Bug 619464

Summary: hang on existing systems when exporting NFS share to new systems
Product: Red Hat Enterprise Linux 4 Reporter: jas
Component: nfs-utilsAssignee: Steve Dickson <steved>
Status: CLOSED CANTFIX QA Contact: yanfu,wang <yanwang>
Severity: medium Docs Contact:
Priority: low    
Version: 4.6CC: bfields, jlayton
Target Milestone: rc   
Target Release: ---   
Hardware: All   
OS: Linux   
Whiteboard:
Fixed In Version: Doc Type: Bug Fix
Doc Text:
Story Points: ---
Clone Of: Environment:
Last Closed: 2011-12-08 15:36:10 UTC Type: ---
Regression: --- Mount Type: ---
Documentation: --- CRM:
Verified Versions: Category: ---
oVirt Team: --- RHEL 7.3 requirements from Atomic Host:
Cloudforms Team: --- Target Upstream Version:
Embargoed:

Description jas 2010-07-29 15:29:45 UTC
Description of problem:

My list of NFS exports has been gradually growing over the years. Right now, for example, my home directories are exported to around 800 hosts, even though only a relatively small subset of those will mount at the same time.  I used to just add hosts to /etc/exports on the file server, and run "exportfs -r", and everything would be fine.  New systems would be able to mount everything perfectly, and existing systems would not be affected by the additional export at all.  

As my list of exports has grown, I've been noticing a problem.
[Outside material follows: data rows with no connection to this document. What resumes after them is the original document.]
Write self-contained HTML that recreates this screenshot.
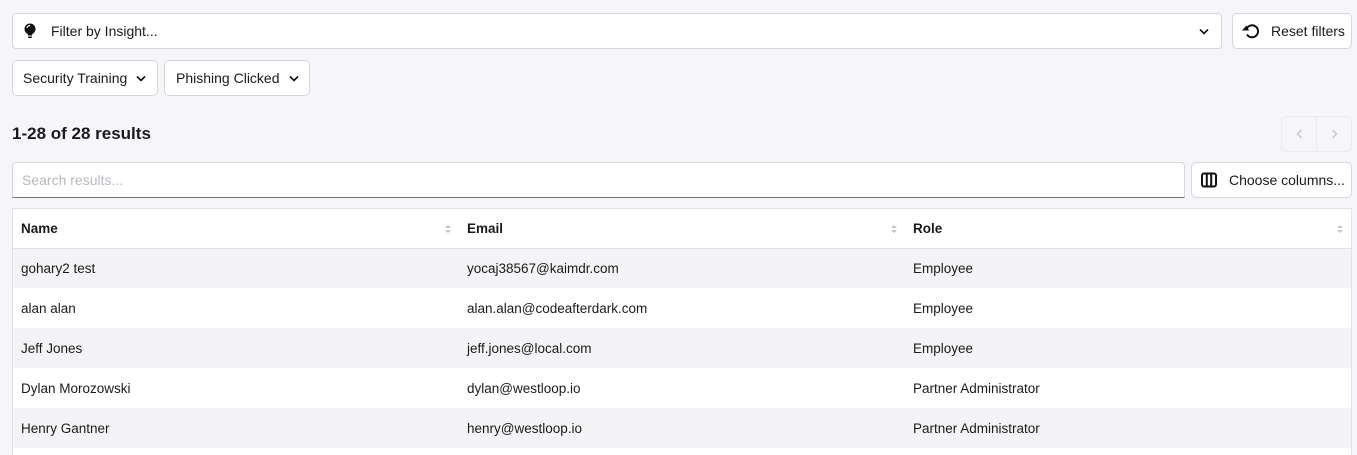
<!DOCTYPE html>
<html><head><meta charset="utf-8"><style>
*{box-sizing:border-box;margin:0;padding:0}
html,body{width:1357px;height:455px;overflow:hidden}
body{background:#f6f6fa;font-family:"Liberation Sans",sans-serif;font-size:14px;color:#1a1a1a;position:relative}
.abs{position:absolute}
.box{background:#fff;border:1px solid #d6d6db;border-radius:4px}
.btn{background:#fff;border:1px solid #d6d6db;border-radius:5px;display:flex;align-items:center}
table{border-collapse:collapse;width:100%}
td,th{height:40px;padding:0 8px;text-align:left;font-size:13.5px}
th{font-weight:bold;position:relative;height:39px}
tbody tr td{background:#fff}
tbody tr:nth-child(odd) td{background:#f4f4f7}
thead tr{border-bottom:1px solid #e2e2e6}
.sort{position:absolute;right:8px;top:15px;width:6px;height:10px}
</style></head><body>
<div class="abs box" style="left:12px;top:13px;width:1210px;height:36px;display:flex;align-items:center;padding-left:10px">
<svg width="14" height="16" viewBox="0 0 14 16"><circle cx="7" cy="6" r="5.5" fill="#111"/><path d="M4.5 10 L9.5 10 L9 12.5 L5 12.5Z" fill="#111"/><rect x="5" y="13.5" width="4" height="1.5" rx=".7" fill="#111"/><path d="M4 5 A3 3 0 0 1 7 2.5" stroke="#fff" stroke-width="1.2" fill="none"/></svg>
<span style="margin-left:14px">Filter by Insight...</span>
<svg class="abs" style="right:12px;top:14px" width="10" height="7" viewBox="0 0 10 7"><path d="M1 1.5 L5 5.5 L9 1.5" stroke="#111" stroke-width="1.6" fill="none"/></svg>
</div>
<div class="abs btn" style="left:1232px;top:13px;width:120px;height:36px;padding-left:8px">
<svg width="20" height="18" viewBox="0 0 20 18"><path d="M5.5 7 A6 6 0 1 1 6 12.5" stroke="#111" stroke-width="2" fill="none"/><path d="M1 8.5 L8 8.5 L5.5 3.5Z" fill="#111"/></svg>
<span style="margin-left:10px">Reset filters</span></div>
<div class="abs btn" style="left:12px;top:60px;width:146px;height:36px;padding-left:10px">Security Training<svg style="margin-left:9px" width="10" height="7" viewBox="0 0 10 7"><path d="M1 1.5 L5 5.5 L9 1.5" stroke="#111" stroke-width="1.6" fill="none"/></svg></div>
<div class="abs btn" style="left:164px;top:60px;width:146px;height:36px;padding-left:11px">Phishing Clicked<svg style="margin-left:9px" width="10" height="7" viewBox="0 0 10 7"><path d="M1 1.5 L5 5.5 L9 1.5" stroke="#111" stroke-width="1.6" fill="none"/></svg></div>
<div class="abs" style="left:12px;top:124px;font-size:17px;font-weight:bold">1-28 of 28 results</div>
<div class="abs" style="left:1281px;top:116px;width:71px;height:36px;border:1px solid #ececf0;border-radius:5px;display:flex">
<div style="flex:1;border-right:1px solid #ececf0;display:flex;align-items:center;justify-content:center"><svg width="7" height="10"><path d="M5.5 1 L1.5 5 L5.5 9" stroke="#c8c8cc" stroke-width="1.4" fill="none"/></svg></div>
<div style="flex:1;display:flex;align-items:center;justify-content:center"><svg width="7" height="10"><path d="M1.5 1 L5.5 5 L1.5 9" stroke="#c8c8cc" stroke-width="1.4" fill="none"/></svg></div></div>
<div class="abs" style="left:12px;top:162px;width:1173px;height:36px;background:#fff;border:1px solid #d6d6db;border-bottom:1.5px solid #777;border-radius:4px 4px 0 0;padding-left:9px;line-height:34px;color:#b8b8bd">Search results...</div>
<div class="abs btn" style="left:1191px;top:162px;width:161px;height:36px;padding-left:9px">
<svg width="16" height="16" viewBox="0 0 16 16"><rect x="1" y="1.5" width="14" height="13" rx="2" stroke="#111" stroke-width="2" fill="none"/><path d="M5.8 2 V14 M10.2 2 V14" stroke="#111" stroke-width="2"/></svg>
<span style="margin-left:12px">Choose columns...</span></div>
<div class="abs" style="left:12px;top:208px;width:1340px;height:260px;border:1px solid #e2e2e6;border-bottom:none;background:#fff">
<table><thead><tr><th style="width:446px">Name<svg class="sort" viewBox="0 0 6 10"><path d="M0 4 L3 1 L6 4Z M0 6 L3 9 L6 6Z" fill="#c4c4c8"/></svg></th><th style="width:446px">Email<svg class="sort" viewBox="0 0 6 10"><path d="M0 4 L3 1 L6 4Z M0 6 L3 9 L6 6Z" fill="#c4c4c8"/></svg></th><th>Role<svg class="sort" viewBox="0 0 6 10"><path d="M0 4 L3 1 L6 4Z M0 6 L3 9 L6 6Z" fill="#c4c4c8"/></svg></th></tr></thead>
<tbody>
<tr><td>gohary2 test</td><td>yocaj38567@kaimdr.com</td><td>Employee</td></tr>
<tr><td>alan alan</td><td>alan.alan@codeafterdark.com</td><td>Employee</td></tr>
<tr><td>Jeff Jones</td><td>jeff.jones@local.com</td><td>Employee</td></tr>
<tr><td>Dylan Morozowski</td><td>dylan@westloop.io</td><td>Partner Administrator</td></tr>
<tr><td>Henry Gantner</td><td>henry@westloop.io</td><td>Partner Administrator</td></tr>
</tbody></table></div>
</body></html>
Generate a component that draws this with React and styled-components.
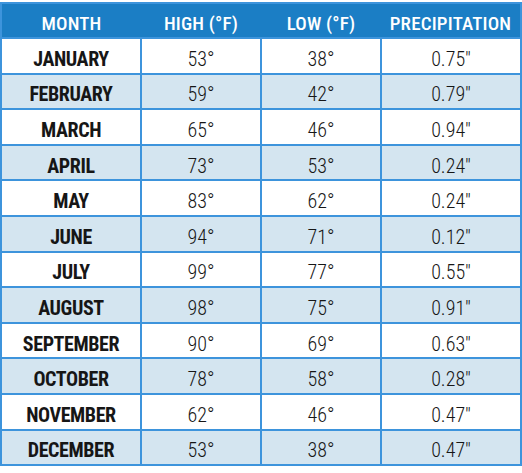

Now, when I run exportfs -r, there is an approximate 7-10 second hang on the systems that have already mounted the share, and then everything returns to normal.  This doesn't happen *while* exportfs -r is running, but just after it exits.  I figured that maybe exportfs was "unexporting"/re-exporting to hosts that already had the share in use which might have caused the problem, so I tried to manually add/remove hosts thinking that this would only affect those hosts, but it did not. Exporting to one new host still causes the hang on all existing hosts.

Since I have multiple exports to all of the hosts, adding one new host can hang things for a while.  I can see that reducing the list of exports, or hosts would reduce the delay.  What I am wondering is if there is a better way that I can add hosts without affecting connectivity to existing hosts?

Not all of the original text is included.